Prime Minister Benjamin Netanyahu sat stiffly behind a desk, tightly gripping his written remarks. He spent more time looking down at the page than the camera, betraying a nervousness he has rarely shown publicly. This is a man who reads the “room” and zeitgeist masterfully. He has done so for decades, but everything about him when he addressed the Israeli public during prime time news on Sunday night signaled distress and indecision.
His remarks were meant to assuage an increasingly enraged population. The night before, more than 10,000 protesters converged on Rabin Square in central Tel Aviv. Organizers took pains to bill the evening as a “non-political demonstration” focused on the economic devastation that has been destroying Israel’s small independent business sector over the last few months. In spite of promised government aid, virtually none has been forthcoming. The paltry amounts promised to “independents” seemed stuck in the bowels of some ministry, somewhere, for some unclear “technical” reason.
Suddenly, Bibi assured the nation, whatever was impeding the cash flow would be cleared–magically and immediately. He was “pressing the button.” Problem is, his personal credibility has plummeted, as has his government’s.
Amidst all the anxiety, economic and public health gloom, uncertainty about every aspect of life, the prime minister and his wife thought it appropriate to change the domestic cleaning arrangements for their official residence. With the expiry of a company contract, they hired a number of individual cleaners. As they do not have a security clearance, each one is followed around by a Shin Bet official while they scrub and polish. The cost? NIS 10,000 per day, a vulgar excess in the Israeli context, literally and metaphorically.
Then, there is the matter of the “unity” government, formed specifically to provide leadership in a time of unprecedented economic and public health crisis. But, to manage the competing rivalries and egos, almost half the Knesset members had to be enticed with cabinet-level perquisites: drivers, bigger budgets, larger staff complements. It’s an indulgence when austerity should be the overriding governance principle.
Such conduct reflects an extreme detachment from the economic destruction ravaging so many Israeli lives.
And things are about to get much worse.
During the last ten days or so, Israel has been rocked by almost daily demonstrations in Jerusalem and Tel Aviv. Popular fury is intense, and the government is in full crisis, a supposition that is backed up by recent polls.
In mid-May, when Israel celebrated a job well done with managing the initial Covid-19 wave, things opened up, in retrospect, too hastily. Then again, the government was under enormous pressure from ultra-orthodox MKs in its so-called “right-wing bloc” to re-open religious study halls and synagogues. And everyone else wanted to get back to work and generate income. Beach season was upon us and in Israel, the beach is as sacred as summer lakeside retreats in Canada—where I come from.

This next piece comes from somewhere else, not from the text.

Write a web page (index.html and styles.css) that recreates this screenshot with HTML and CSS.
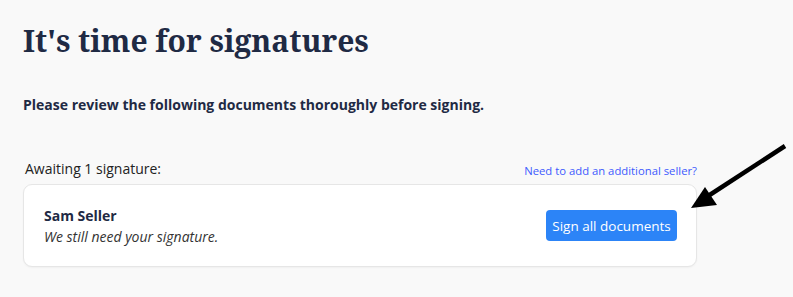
FILE: index.html
```html
<!DOCTYPE html>
<html>
<head>
<meta charset="utf-8">
<link rel="stylesheet" href="styles.css">
</head>
<body>
<main class="page">
  <h1 class="title">It's time for signatures</h1>
  <p class="intro">Please review the following documents thoroughly before signing.</p>
  <div class="section-head">
    <span class="awaiting">Awaiting 1 signature:</span>
    <a class="add-link" href="#">Need to add an additional seller?</a>
  </div>
  <div class="card">
    <div class="signer">
      <div class="signer-name">Sam Seller</div>
      <div class="signer-note">We still need your signature.</div>
    </div>
    <button class="sign-btn">Sign all documents</button>
  </div>
</main>
<svg class="arrow" width="793" height="297" viewBox="0 0 793 297">
  <line x1="785" y1="146" x2="705" y2="198" stroke="#000" stroke-width="4.5"/>
  <polygon points="691,208 705,187 717,205" fill="#000"/>
</svg>
</body>
</html>
```
FILE: styles.css
```css
html, body {
  margin: 0;
  padding: 0;
  background: #f9f9f9;
}
body {
  font-family: "Open Sans", "Noto Sans", sans-serif;
  color: #222;
  position: relative;
  width: 793px;
  height: 297px;
  overflow: hidden;
}
.page {
  padding: 22px 0 0 23px;
  width: 674px;
}
.title {
  font-family: "Noto Serif", "DejaVu Serif", "Liberation Serif", serif;
  font-weight: 700;
  font-size: 30px;
  line-height: 38px;
  color: #1f2a44;
  margin: 0;
}
.intro {
  font-size: 14px;
  font-weight: 700;
  color: #1f2a44;
  margin: 35px 0 0 0;
  line-height: 20px;
}
.section-head {
  display: flex;
  justify-content: space-between;
  align-items: flex-end;
  margin-top: 44px;
  padding-left: 2px;
}
.awaiting {
  font-size: 14px;
  line-height: 20px;
  color: #222;
}
.add-link {
  font-size: 11.3px;
  line-height: 16px;
  color: #3d5afe;
  text-decoration: none;
}
.card {
  margin-top: 5px;
  background: #fff;
  border: 1px solid #e6e6e6;
  border-radius: 9px;
  box-shadow: 0 1px 2px rgba(0,0,0,0.04);
  height: 83px;
  box-sizing: border-box;
  display: flex;
  align-items: center;
  justify-content: space-between;
  padding: 2px 19px 0 20px;
}
.signer-name {
  font-size: 14px;
  font-weight: 700;
  color: #1f2a44;
  line-height: 20px;
}
.signer-note {
  font-size: 14px;
  font-style: italic;
  color: #333;
  line-height: 21px;
}
.sign-btn {
  font-family: "Open Sans", "Noto Sans", sans-serif;
  font-size: 13.5px;
  color: #fff;
  background: #2c84f7;
  border: none;
  border-radius: 4px;
  width: 131px;
  height: 31px;
  padding: 0;
  margin-top: -2px;
}
.arrow {
  position: absolute;
  left: 0;
  top: 0;
  pointer-events: none;
}
```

Throughout June, there was much merriment, with life appearing to be back in full swing. A new minister of health, Yuli Edelstein, took charge and key senior public officials who had guided the country through the first phase stepped aside.
The new guard, however, seems to have been snoozing, because when they finally raised the alarm in early July, we had a raging forest fire in a drought. Between early June and July, daily totals of the newly infected surged from 100 or so to Wednesday’s high of more than 1,900.
And, so, late Wednesday evening, Bibi and his finance minister, Yisrael Katz, commandeered the airwaves to tell the nation that they were paying attention. Paychecks for all! Every Israeli would receive a few hundred, maybe thousand, shekels, depending on family size, and Bibi encouraged all to get out and spend, spend, spend. Buy, buy, buy. Stimulate the economy.
Thursday morning, Bank of Israel governor Amir Yaron slammed the payouts, which will cost the treasury approximately $6 billion NIS, as, effectively, being a waste of resources that would be more wisely used relieving the financial stress felt by needy citizens.
And then, late Thursday night, after days of yelling at committee hearings, the government arrived at a bizarre compromise that the Israel Medical Association has since derided as being “devoid of epidemiological logic.”
The government’s response to runaway COVID transmission seems to be to impose full lockdown, but only on weekends, allowing “normal” life to resume.
Friday morning, the government was being lashed from all quarters: professional, business, and even a few Likud MKs, most vocal among them two female parliamentarians who have been branded “leftists” by their critics for daring to question the plan.
An overwhelming majority of Israelis disapprove of the government’s inept handling of the Coronavirus outbreak. And as the country winds down for Shabbat, there is still little clarity as to what is allowed, what is not, and why. The likelihood of widespread civil disobedience if lockdown is imposed again is high, because the respect for government handling of the corona issue is so low.